■ AIM OF THE TASK: Pick out each line below containing "that".

□ □ □ □ □ □ □

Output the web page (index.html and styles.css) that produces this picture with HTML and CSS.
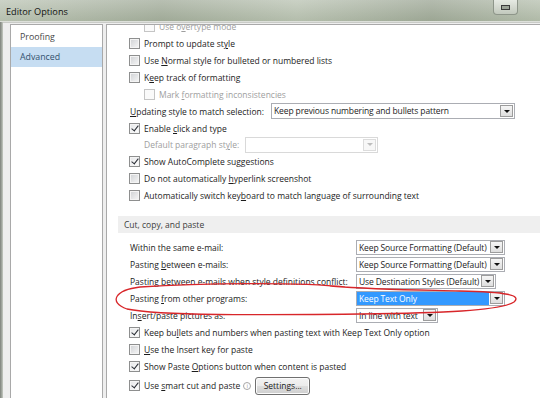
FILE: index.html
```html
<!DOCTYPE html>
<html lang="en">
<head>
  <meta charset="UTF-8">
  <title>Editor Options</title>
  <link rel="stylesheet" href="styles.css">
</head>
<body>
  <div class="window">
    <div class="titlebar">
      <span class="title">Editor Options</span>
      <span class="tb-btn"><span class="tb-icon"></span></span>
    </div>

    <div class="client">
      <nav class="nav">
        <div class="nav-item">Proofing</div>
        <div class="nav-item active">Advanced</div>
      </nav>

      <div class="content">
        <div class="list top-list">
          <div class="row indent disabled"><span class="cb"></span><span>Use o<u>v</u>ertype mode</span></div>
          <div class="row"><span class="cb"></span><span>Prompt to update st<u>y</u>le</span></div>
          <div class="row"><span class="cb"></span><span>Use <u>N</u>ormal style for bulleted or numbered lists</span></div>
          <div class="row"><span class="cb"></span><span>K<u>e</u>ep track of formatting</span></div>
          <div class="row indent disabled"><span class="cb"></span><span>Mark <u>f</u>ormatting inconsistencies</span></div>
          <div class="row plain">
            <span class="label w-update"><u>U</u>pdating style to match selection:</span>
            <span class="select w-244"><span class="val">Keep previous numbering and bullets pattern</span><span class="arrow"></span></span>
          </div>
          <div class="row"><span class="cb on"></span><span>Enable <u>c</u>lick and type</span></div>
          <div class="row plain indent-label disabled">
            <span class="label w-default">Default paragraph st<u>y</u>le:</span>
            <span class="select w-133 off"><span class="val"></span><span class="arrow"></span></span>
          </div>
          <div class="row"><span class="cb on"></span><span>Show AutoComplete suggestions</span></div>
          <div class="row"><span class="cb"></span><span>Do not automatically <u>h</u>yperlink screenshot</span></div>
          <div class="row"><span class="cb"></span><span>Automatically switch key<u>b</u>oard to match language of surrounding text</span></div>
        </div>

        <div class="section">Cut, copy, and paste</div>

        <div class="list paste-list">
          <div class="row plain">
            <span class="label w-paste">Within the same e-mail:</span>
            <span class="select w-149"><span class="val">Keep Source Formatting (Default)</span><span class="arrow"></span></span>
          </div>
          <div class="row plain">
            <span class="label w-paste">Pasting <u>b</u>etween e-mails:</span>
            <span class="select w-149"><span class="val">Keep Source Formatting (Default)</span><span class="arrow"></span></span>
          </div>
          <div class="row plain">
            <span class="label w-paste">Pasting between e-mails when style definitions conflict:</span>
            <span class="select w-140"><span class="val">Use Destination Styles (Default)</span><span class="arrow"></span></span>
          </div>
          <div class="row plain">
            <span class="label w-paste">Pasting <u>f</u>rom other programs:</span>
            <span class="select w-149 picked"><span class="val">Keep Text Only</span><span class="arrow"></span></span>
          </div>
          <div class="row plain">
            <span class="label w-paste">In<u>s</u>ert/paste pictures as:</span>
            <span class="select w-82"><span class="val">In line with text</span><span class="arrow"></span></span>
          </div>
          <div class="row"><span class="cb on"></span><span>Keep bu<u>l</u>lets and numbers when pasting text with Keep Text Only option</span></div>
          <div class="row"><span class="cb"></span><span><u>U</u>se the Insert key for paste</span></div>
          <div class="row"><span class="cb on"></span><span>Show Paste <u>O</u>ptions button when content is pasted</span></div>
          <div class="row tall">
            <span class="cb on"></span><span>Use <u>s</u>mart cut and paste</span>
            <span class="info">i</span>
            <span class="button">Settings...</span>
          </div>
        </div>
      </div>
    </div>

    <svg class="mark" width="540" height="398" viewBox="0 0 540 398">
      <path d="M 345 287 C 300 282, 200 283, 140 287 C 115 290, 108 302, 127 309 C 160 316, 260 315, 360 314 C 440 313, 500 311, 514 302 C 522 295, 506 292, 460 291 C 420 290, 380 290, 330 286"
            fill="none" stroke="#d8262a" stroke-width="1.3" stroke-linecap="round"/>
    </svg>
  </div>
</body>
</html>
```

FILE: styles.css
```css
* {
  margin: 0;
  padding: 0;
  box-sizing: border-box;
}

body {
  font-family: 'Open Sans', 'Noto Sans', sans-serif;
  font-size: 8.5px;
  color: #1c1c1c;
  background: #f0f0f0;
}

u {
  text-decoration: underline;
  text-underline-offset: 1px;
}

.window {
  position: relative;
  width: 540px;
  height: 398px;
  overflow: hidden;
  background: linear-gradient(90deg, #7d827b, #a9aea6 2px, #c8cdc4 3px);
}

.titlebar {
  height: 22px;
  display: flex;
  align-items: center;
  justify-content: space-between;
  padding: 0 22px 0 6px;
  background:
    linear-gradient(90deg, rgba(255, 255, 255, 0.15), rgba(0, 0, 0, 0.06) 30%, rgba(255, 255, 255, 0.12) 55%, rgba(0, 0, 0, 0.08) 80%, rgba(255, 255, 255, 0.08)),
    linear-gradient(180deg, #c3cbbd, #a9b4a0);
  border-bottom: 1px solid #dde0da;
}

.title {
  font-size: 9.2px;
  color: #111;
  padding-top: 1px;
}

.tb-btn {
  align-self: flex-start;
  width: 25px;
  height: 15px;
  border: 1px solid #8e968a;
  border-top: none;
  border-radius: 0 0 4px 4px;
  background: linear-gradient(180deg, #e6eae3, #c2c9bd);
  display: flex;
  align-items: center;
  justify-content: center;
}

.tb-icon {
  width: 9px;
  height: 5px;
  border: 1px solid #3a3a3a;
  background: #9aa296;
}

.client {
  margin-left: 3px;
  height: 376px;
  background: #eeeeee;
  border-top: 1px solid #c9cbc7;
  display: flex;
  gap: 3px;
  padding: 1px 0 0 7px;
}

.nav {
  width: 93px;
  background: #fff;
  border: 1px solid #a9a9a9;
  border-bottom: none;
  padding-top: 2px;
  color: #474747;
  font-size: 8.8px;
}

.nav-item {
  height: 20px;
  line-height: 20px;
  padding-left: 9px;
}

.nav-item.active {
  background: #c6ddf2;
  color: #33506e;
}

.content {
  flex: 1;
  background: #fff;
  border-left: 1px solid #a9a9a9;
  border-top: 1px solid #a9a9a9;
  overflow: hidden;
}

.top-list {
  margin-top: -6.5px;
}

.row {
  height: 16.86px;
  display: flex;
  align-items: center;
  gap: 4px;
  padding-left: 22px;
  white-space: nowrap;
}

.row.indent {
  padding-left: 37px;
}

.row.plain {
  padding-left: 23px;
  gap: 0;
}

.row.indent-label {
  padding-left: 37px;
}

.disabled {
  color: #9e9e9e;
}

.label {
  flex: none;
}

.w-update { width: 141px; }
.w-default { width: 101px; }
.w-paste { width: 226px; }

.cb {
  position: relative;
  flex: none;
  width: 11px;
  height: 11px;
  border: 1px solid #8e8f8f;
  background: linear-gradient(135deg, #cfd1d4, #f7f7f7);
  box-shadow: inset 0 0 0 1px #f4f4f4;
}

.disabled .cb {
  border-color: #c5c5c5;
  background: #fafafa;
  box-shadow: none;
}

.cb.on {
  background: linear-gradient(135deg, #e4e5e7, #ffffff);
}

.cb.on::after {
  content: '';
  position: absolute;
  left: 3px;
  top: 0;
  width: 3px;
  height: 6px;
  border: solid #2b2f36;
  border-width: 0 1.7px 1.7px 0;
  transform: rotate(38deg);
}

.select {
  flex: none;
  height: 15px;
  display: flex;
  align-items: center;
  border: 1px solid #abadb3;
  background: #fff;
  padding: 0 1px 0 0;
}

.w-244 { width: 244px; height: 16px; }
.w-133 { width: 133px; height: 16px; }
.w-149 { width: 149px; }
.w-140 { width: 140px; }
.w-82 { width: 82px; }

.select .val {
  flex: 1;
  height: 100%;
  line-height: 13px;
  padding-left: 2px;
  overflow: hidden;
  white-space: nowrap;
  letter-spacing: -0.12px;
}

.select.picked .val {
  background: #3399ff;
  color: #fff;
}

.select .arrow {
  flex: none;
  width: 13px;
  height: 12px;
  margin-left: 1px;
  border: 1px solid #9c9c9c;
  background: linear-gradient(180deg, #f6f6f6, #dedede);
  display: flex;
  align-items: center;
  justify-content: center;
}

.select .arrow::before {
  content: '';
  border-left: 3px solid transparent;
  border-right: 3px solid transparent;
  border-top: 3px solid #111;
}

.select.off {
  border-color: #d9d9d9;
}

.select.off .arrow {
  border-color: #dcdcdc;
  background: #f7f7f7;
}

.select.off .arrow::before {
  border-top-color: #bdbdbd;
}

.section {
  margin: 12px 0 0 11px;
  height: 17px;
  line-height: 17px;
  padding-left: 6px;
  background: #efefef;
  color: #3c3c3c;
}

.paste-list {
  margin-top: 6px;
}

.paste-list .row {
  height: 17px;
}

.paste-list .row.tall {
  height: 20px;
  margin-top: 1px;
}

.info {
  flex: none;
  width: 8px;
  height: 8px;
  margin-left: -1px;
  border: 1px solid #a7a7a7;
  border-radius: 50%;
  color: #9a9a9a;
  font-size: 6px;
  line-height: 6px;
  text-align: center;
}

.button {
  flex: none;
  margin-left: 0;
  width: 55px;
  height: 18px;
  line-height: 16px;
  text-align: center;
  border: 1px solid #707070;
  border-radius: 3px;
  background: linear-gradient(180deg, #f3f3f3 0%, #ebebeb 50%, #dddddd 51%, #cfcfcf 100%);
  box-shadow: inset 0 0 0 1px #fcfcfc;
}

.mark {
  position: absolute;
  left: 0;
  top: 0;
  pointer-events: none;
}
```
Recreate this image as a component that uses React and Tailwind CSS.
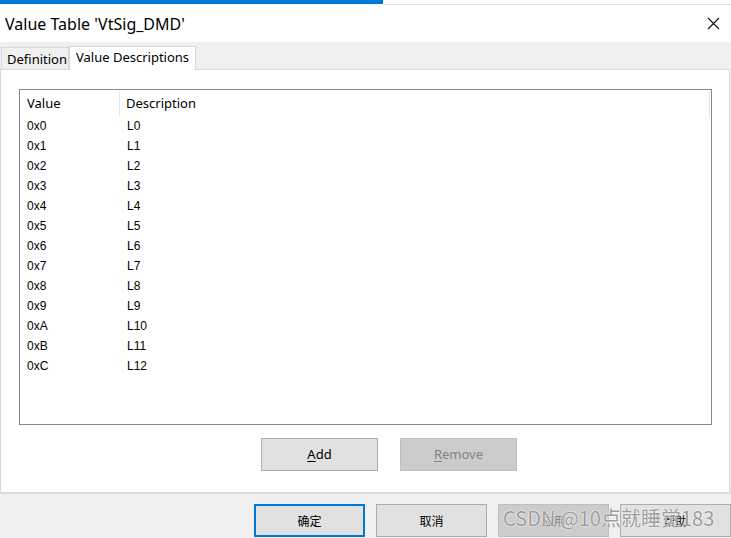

□ □ □ □ □ □ □

■ FINAL RESULT:
Output the web page (index.html and styles.css) that produces this picture with HTML and CSS.
Recreate this image as a component that uses React and Tailwind CSS.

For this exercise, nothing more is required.